*The task*
From the entries below, list each line with "components".

*Records for processing*
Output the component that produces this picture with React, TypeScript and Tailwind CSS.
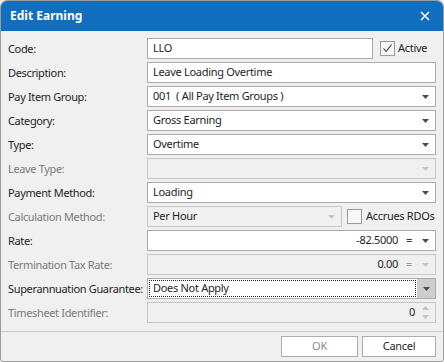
import React from 'react'

const font = { fontFamily: '"Segoe UI", "Noto Sans", "Open Sans", sans-serif' }

function Arrow({ disabled }: { disabled?: boolean }) {
  return (
    <svg width="7" height="4" viewBox="0 0 7 4" className="shrink-0">
      <path d="M0 0H7L3.5 4Z" fill={disabled ? '#c4c4c4' : '#4a4a4a'} />
    </svg>
  )
}

function Label({ text, disabled }: { text: string; disabled?: boolean }) {
  return (
    <div
      className={`w-[139px] shrink-0 whitespace-nowrap text-[11px] tracking-[-0.35px] leading-[20px] ${
        disabled ? 'text-[#7a7a7a]' : 'text-[#1e1e1e]'
      }`}
    >
      {text}
    </div>
  )
}

function Box({
  children,
  disabled,
  className = '',
}: {
  children?: React.ReactNode
  disabled?: boolean
  className?: string
}) {
  return (
    <div
      className={`h-[21px] flex items-center border text-[11px] tracking-[-0.3px] whitespace-nowrap ${
        disabled ? 'bg-[#f0f0f0] border-[#c6c6c6]' : 'bg-white border-[#ababab]'
      } ${className}`}
    >
      {children}
    </div>
  )
}

function Select({ value, disabled, className = 'flex-1' }: { value?: string; disabled?: boolean; className?: string }) {
  return (
    <Box disabled={disabled} className={className}>
      <span className="flex-1 pl-[5px] text-[#1e1e1e] whitespace-pre truncate">{value}</span>
      <span className="pr-[6px] pl-1 flex items-center">
        <Arrow disabled={disabled} />
      </span>
    </Box>
  )
}

function Row({ label, disabled, children }: { label: string; disabled?: boolean; children: React.ReactNode }) {
  return (
    <div className="flex items-center h-[21px]">
      <Label text={label} disabled={disabled} />
      <div className="flex-1 flex items-center">{children}</div>
    </div>
  )
}

function Check({ checked }: { checked?: boolean }) {
  return (
    <div className="w-[15px] h-[15px] shrink-0 border border-[#9a9a9a] bg-[#f7f7f7] flex items-center justify-center">
      {checked && (
        <svg width="11" height="11" viewBox="0 0 11 11">
          <path d="M1.5 5.5L4.2 8.5L9.5 1.5" stroke="#333" strokeWidth="1.1" fill="none" />
        </svg>
      )}
    </div>
  )
}

export default function App() {
  return (
    <div style={font} className="w-[444px] h-[362px] bg-[#f0f0f0]">
      <div className="w-[444px] h-[362px] flex flex-col border border-[#9c9c9c] rounded-t-[7px] rounded-b-[3px] overflow-hidden">
        {/* Title bar */}
        <div className="h-[30px] shrink-0 bg-[#106ebe] flex items-center justify-between pl-[9px] pr-[13px]">
          <span className="text-white font-bold text-[12px]">Edit Earning</span>
          <svg width="10" height="10" viewBox="0 0 10 10">
            <path d="M1 1L9 9M9 1L1 9" stroke="white" strokeWidth="1.6" />
          </svg>
        </div>

        {/* Form */}
        <div className="flex flex-col gap-[3px] pt-[7px] pl-[7px] pr-[7px]">
          <Row label="Code:">
            <Box className="w-[226px]">
              <span className="pl-[5px] text-[#1e1e1e]">LLO</span>
            </Box>
            <div className="ml-[7px] flex items-center gap-[3px] whitespace-nowrap">
              <Check checked />
              <span className="text-[11px] tracking-[-0.3px] text-[#1e1e1e]">Active</span>
            </div>
          </Row>
          <Row label="Description:">
            <Box className="flex-1">
              <span className="pl-[5px] text-[#1e1e1e]">Leave Loading Overtime</span>
            </Box>
          </Row>
          <Row label="Pay Item Group:">
            <Select value="001  ( All Pay Item Groups )" />
          </Row>
          <Row label="Category:">
            <Select value="Gross Earning" />
          </Row>
          <Row label="Type:">
            <Select value="Overtime" />
          </Row>
          <Row label="Leave Type:" disabled>
            <Select disabled />
          </Row>
          <Row label="Payment Method:">
            <Select value="Loading" />
          </Row>
          <Row label="Calculation Method:" disabled>
            <Select value="Per Hour" disabled className="w-[195px]" />
            <div className="ml-[5px] flex items-center gap-[4px] whitespace-nowrap">
              <Check />
              <span className="text-[11px] tracking-[-0.3px] text-[#1e1e1e]">Accrues RDOs</span>
            </div>
          </Row>
          <Row label="Rate:">
            <Box className="flex-1">
              <span className="flex-1 text-right text-[#1e1e1e]">-82.5000</span>
              <span className="w-[22px] text-center text-[#333]">=</span>
              <span className="pr-[6px] pl-[2px] flex items-center">
                <Arrow />
              </span>
            </Box>
          </Row>
          <Row label="Termination Tax Rate:" disabled>
            <Box disabled className="flex-1">
              <span className="flex-1 text-right text-[#1e1e1e]">0.00</span>
              <span className="w-[22px] text-center text-[#9a9a9a]">=</span>
              <span className="pr-[6px] pl-[2px] flex items-center">
                <Arrow disabled />
              </span>
            </Box>
          </Row>
          <Row label="Superannuation Guarantee:">
            <Box className="flex-1">
              <div className="flex-1 h-full p-[1px]">
                <div className="h-full border border-dotted border-[#222] flex items-center">
                  <span className="pl-[3px] text-[#1e1e1e]">Does Not Apply</span>
                </div>
              </div>
              <div className="w-[18px] h-full bg-[#cdcdcd] flex items-center justify-center">
                <Arrow />
              </div>
            </Box>
          </Row>
          <Row label="Timesheet Identifier:" disabled>
            <Box disabled className="flex-1">
              <span className="flex-1 text-right text-[#1e1e1e]">0</span>
              <span className="w-[20px] flex flex-col items-center gap-[5px]">
                <svg width="7" height="4" viewBox="0 0 7 4">
                  <path d="M0 4H7L3.5 0Z" fill="#c4c4c4" />
                </svg>
                <svg width="7" height="4" viewBox="0 0 7 4">
                  <path d="M0 0H7L3.5 4Z" fill="#c4c4c4" />
                </svg>
              </span>
            </Box>
          </Row>
        </div>

        {/* Footer */}
        <div className="mt-[8px] border-t border-[#c8c8c8] flex-1 flex justify-end items-start gap-[4px] pt-[4px] pr-[7px]">
          <button className="w-[77px] h-[21px] border border-[#adadad] bg-white text-[11px] tracking-[-0.3px] text-[#8a8a8a]">OK</button>
          <button className="w-[74px] h-[21px] border border-[#adadad] bg-white text-[11px] tracking-[-0.3px] text-[#1e1e1e]">Cancel</button>
        </div>
      </div>
    </div>
  )
}
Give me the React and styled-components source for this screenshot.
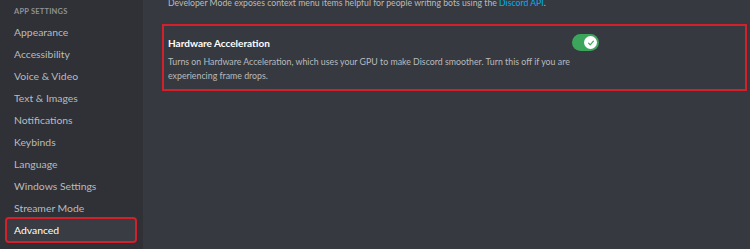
import React from "react";
import styled, { createGlobalStyle } from "styled-components";

const Global = createGlobalStyle`
  html, body {
    margin: 0;
    padding: 0;
    background: #36393f;
    overflow: hidden;
  }
  * { box-sizing: border-box; }
`;

const Page = styled.div`
  display: flex;
  width: 750px;
  height: 249px;
  font-family: Lato, "Noto Sans", sans-serif;
  background: #36393f;
  overflow: hidden;
`;

const Sidebar = styled.nav`
  width: 143px;
  flex-shrink: 0;
  background: #2f3136;
  padding: 6px 8px 0 7px;
  display: flex;
  flex-direction: column;
`;

const Header = styled.div`
  height: 15px;
  padding-left: 7px;
  font-size: 7.5px;
  font-weight: 700;
  letter-spacing: 0.2px;
  color: #8e9297;
  text-transform: uppercase;
  line-height: 12px;
`;

const Item = styled.div`
  height: 22px;
  line-height: 22px;
  padding-left: 7px;
  font-size: 10.4px;
  border-radius: 2px;
  color: ${(p) => (p.$active ? "#ffffff" : "#b9bbbe")};
  background: ${(p) => (p.$active ? "#393c42" : "transparent")};
  outline: ${(p) => (p.$active ? "2px solid #d3202b" : "none")};
  outline-offset: 0;
`;

const Main = styled.main`
  flex: 1;
  padding: 0 0 0 19px;
`;

const Note = styled.p`
  margin: -4px 0 0 6px;
  font-size: 8.7px;
  line-height: 14px;
  color: #b9bbbe;
`;

const Link = styled.span`
  color: #00aff4;
`;

const Highlight = styled.section`
  margin-top: 14px;
  width: 585px;
  height: 67px;
  border: 2px solid #d3202b;
  padding: 8px 0 0 4px;
`;

const Row = styled.div`
  width: 431px;
  display: flex;
  align-items: center;
  justify-content: space-between;
`;

const Title = styled.div`
  font-size: 10px;
  font-weight: 700;
  color: #ffffff;
  line-height: 16px;
`;

const Desc = styled.p`
  margin: 4px 0 0;
  width: 410px;
  font-size: 8.8px;
  line-height: 14px;
  color: #b9bbbe;
`;

const Switch = styled.div`
  width: 27px;
  height: 17px;
  border-radius: 9px;
  background: #3ba55c;
  display: flex;
  align-items: center;
  justify-content: flex-end;
  padding-right: 2px;
`;

const Knob = styled.div`
  width: 13px;
  height: 13px;
  border-radius: 50%;
  background: #ffffff;
  display: flex;
  align-items: center;
  justify-content: center;
`;

const items = [
  "Appearance",
  "Accessibility",
  "Voice & Video",
  "Text & Images",
  "Notifications",
  "Keybinds",
  "Language",
  "Windows Settings",
  "Streamer Mode",
  "Advanced",
];

export default function App() {
  return (
    <Page>
      <Global />
      <Sidebar>
        <Header>App Settings</Header>
        {items.map((name) => (
          <Item key={name} $active={name === "Advanced"}>
            {name}
          </Item>
        ))}
      </Sidebar>
      <Main>
        <Note>
          Developer Mode exposes context menu items helpful for people writing
          bots using the <Link>Discord API</Link>.
        </Note>
        <Highlight>
          <Row>
            <Title>Hardware Acceleration</Title>
            <Switch>
              <Knob>
                <svg width="8" height="8" viewBox="0 0 20 20">
                  <path
                    d="M4 10.5l4 4 8-9"
                    fill="none"
                    stroke="#3ba55c"
                    strokeWidth="3"
                    strokeLinecap="round"
                    strokeLinejoin="round"
                  />
                </svg>
              </Knob>
            </Switch>
          </Row>
          <Desc>
            Turns on Hardware Acceleration, which uses your GPU to make Discord
            smoother. Turn this off if you are experiencing frame drops.
          </Desc>
        </Highlight>
      </Main>
    </Page>
  );
}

*Answer to this exercise*
Give me the React and styled-components source for this screenshot.
import styled, { createGlobalStyle } from "styled-components";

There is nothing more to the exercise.